* **INSTRUCTIONS TO FOLLOW**: In the entries below, identify every line with the string "React" and copy it.

* **PROVIDED DATA**:
^^^^^^^^

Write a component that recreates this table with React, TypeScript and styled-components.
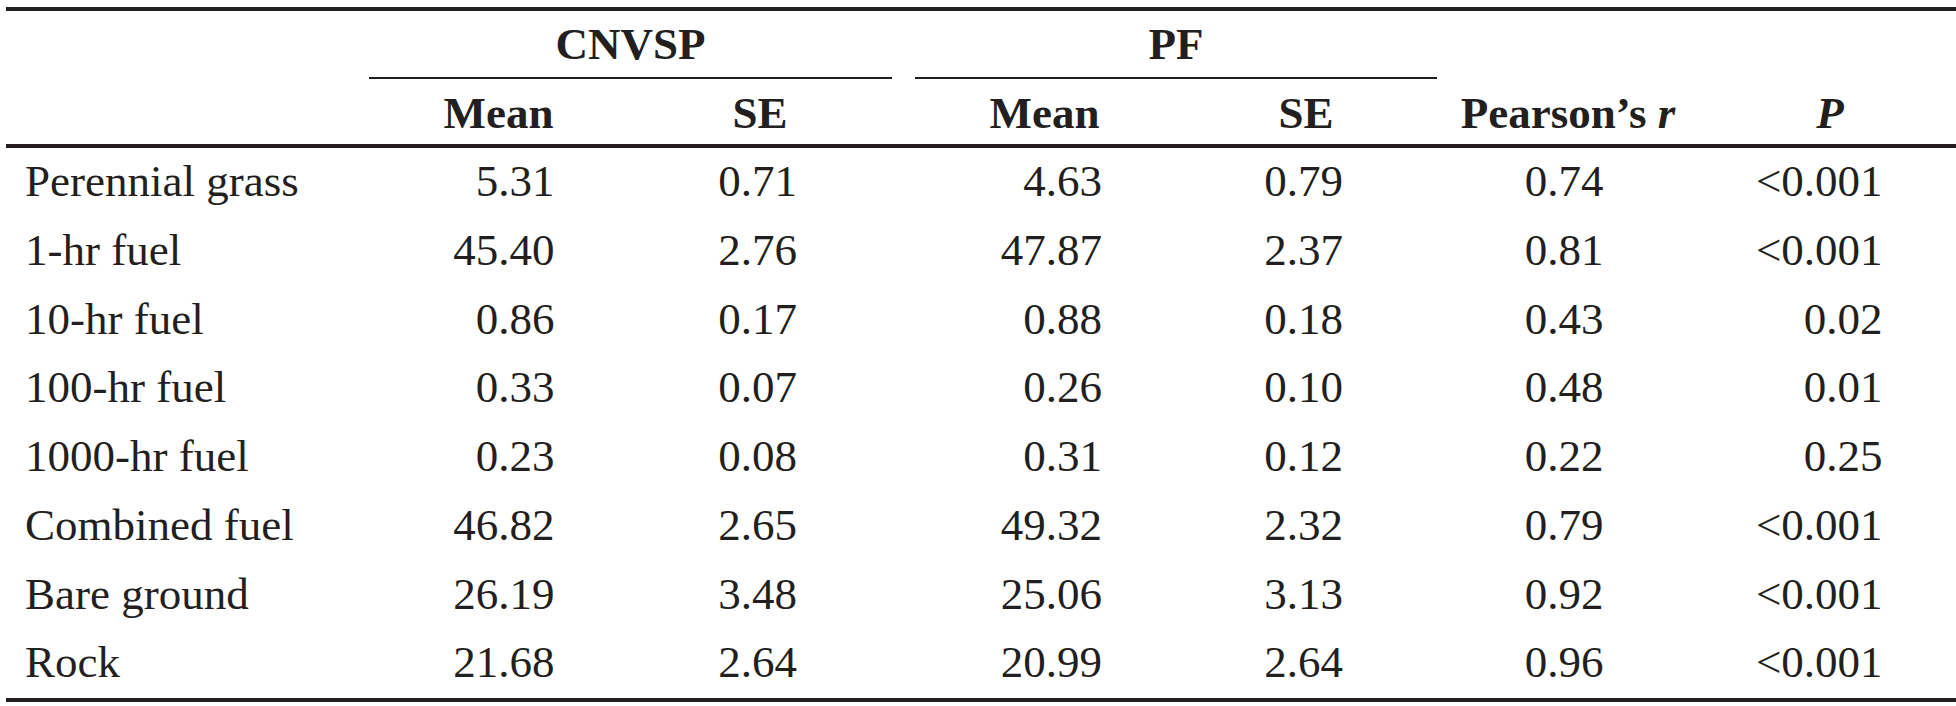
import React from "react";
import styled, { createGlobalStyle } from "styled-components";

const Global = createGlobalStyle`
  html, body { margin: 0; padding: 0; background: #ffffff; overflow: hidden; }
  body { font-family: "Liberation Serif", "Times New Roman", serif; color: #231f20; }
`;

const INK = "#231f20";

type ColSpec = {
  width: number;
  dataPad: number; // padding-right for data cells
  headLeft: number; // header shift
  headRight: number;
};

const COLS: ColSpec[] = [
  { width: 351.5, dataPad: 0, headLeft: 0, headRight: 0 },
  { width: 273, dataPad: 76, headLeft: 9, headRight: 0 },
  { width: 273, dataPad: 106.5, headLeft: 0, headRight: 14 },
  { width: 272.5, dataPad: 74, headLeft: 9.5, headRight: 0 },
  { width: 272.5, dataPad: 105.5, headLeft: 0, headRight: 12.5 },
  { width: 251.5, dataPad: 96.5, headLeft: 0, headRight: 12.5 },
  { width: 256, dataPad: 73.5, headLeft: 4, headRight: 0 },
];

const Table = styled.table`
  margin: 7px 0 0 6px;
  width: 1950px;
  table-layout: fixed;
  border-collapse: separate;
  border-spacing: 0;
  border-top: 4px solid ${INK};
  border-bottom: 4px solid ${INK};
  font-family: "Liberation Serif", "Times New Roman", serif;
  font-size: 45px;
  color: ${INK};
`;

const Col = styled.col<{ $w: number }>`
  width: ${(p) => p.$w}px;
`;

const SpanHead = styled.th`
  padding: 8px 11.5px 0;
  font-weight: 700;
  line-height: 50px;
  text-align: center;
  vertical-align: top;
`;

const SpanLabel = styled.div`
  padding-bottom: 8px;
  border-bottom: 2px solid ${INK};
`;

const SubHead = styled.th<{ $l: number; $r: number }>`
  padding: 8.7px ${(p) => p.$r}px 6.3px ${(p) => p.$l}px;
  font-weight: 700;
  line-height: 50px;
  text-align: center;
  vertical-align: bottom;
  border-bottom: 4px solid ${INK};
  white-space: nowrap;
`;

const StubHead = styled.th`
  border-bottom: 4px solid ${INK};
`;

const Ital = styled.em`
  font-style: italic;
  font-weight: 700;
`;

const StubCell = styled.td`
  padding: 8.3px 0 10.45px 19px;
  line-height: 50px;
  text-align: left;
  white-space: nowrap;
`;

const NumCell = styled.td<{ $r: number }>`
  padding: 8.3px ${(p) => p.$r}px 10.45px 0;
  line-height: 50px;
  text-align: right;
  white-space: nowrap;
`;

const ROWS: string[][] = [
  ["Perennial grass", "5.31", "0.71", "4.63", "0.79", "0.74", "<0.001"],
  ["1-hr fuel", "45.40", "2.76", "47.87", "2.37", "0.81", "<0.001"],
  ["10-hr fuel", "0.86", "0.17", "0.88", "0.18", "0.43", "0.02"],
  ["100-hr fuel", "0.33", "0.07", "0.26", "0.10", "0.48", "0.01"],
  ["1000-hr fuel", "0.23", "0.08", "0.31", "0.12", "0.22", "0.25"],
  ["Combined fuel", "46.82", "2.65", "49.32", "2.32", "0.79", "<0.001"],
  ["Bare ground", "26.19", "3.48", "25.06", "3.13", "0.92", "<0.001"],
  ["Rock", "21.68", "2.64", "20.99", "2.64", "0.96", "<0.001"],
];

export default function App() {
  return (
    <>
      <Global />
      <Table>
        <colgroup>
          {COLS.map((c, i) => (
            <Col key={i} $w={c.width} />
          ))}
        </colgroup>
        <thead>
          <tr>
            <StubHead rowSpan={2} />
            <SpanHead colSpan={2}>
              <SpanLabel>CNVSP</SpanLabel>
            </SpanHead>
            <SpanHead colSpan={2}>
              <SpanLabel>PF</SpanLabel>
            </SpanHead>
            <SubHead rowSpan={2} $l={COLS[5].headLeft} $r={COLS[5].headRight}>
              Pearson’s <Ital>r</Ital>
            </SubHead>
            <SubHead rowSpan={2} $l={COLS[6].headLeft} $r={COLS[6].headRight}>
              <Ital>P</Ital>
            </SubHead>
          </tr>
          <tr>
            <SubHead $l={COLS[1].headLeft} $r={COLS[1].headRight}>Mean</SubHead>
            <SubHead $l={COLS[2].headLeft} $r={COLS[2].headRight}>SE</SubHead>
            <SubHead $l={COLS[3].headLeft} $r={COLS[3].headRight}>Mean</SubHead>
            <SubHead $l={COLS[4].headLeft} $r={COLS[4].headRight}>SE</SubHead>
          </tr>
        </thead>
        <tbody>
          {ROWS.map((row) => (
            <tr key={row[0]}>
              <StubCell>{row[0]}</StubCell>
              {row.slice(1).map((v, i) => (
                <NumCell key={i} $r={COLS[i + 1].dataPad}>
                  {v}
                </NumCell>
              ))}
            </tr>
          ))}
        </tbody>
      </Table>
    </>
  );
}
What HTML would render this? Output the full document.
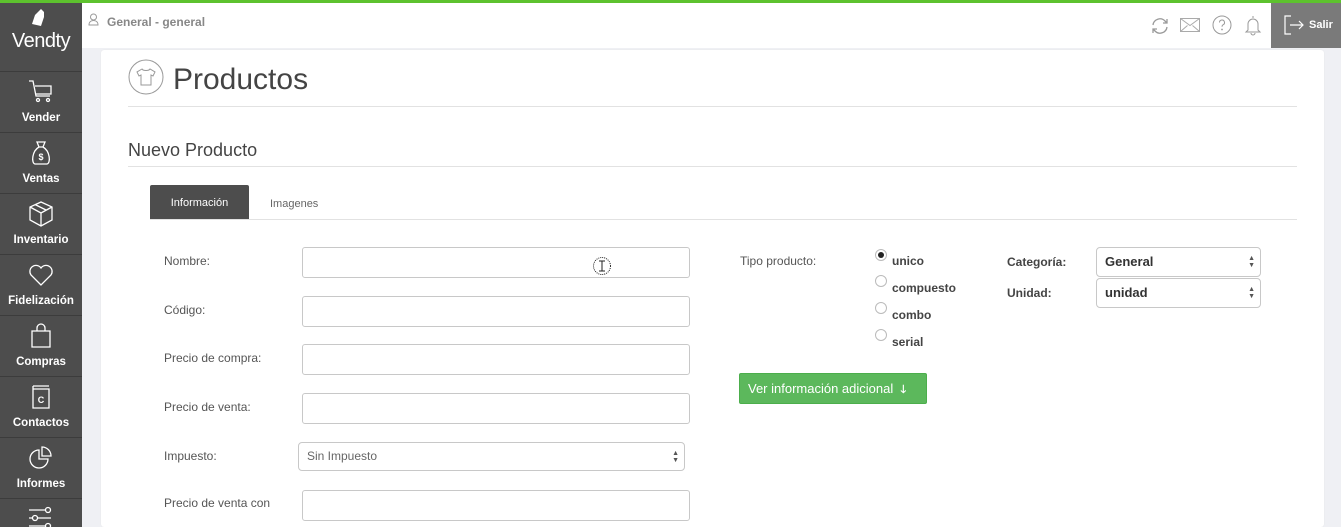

^^^^^^^^

* **TASK RESULT**:
Write a component that recreates this table with React, TypeScript and styled-components.
import React from "react";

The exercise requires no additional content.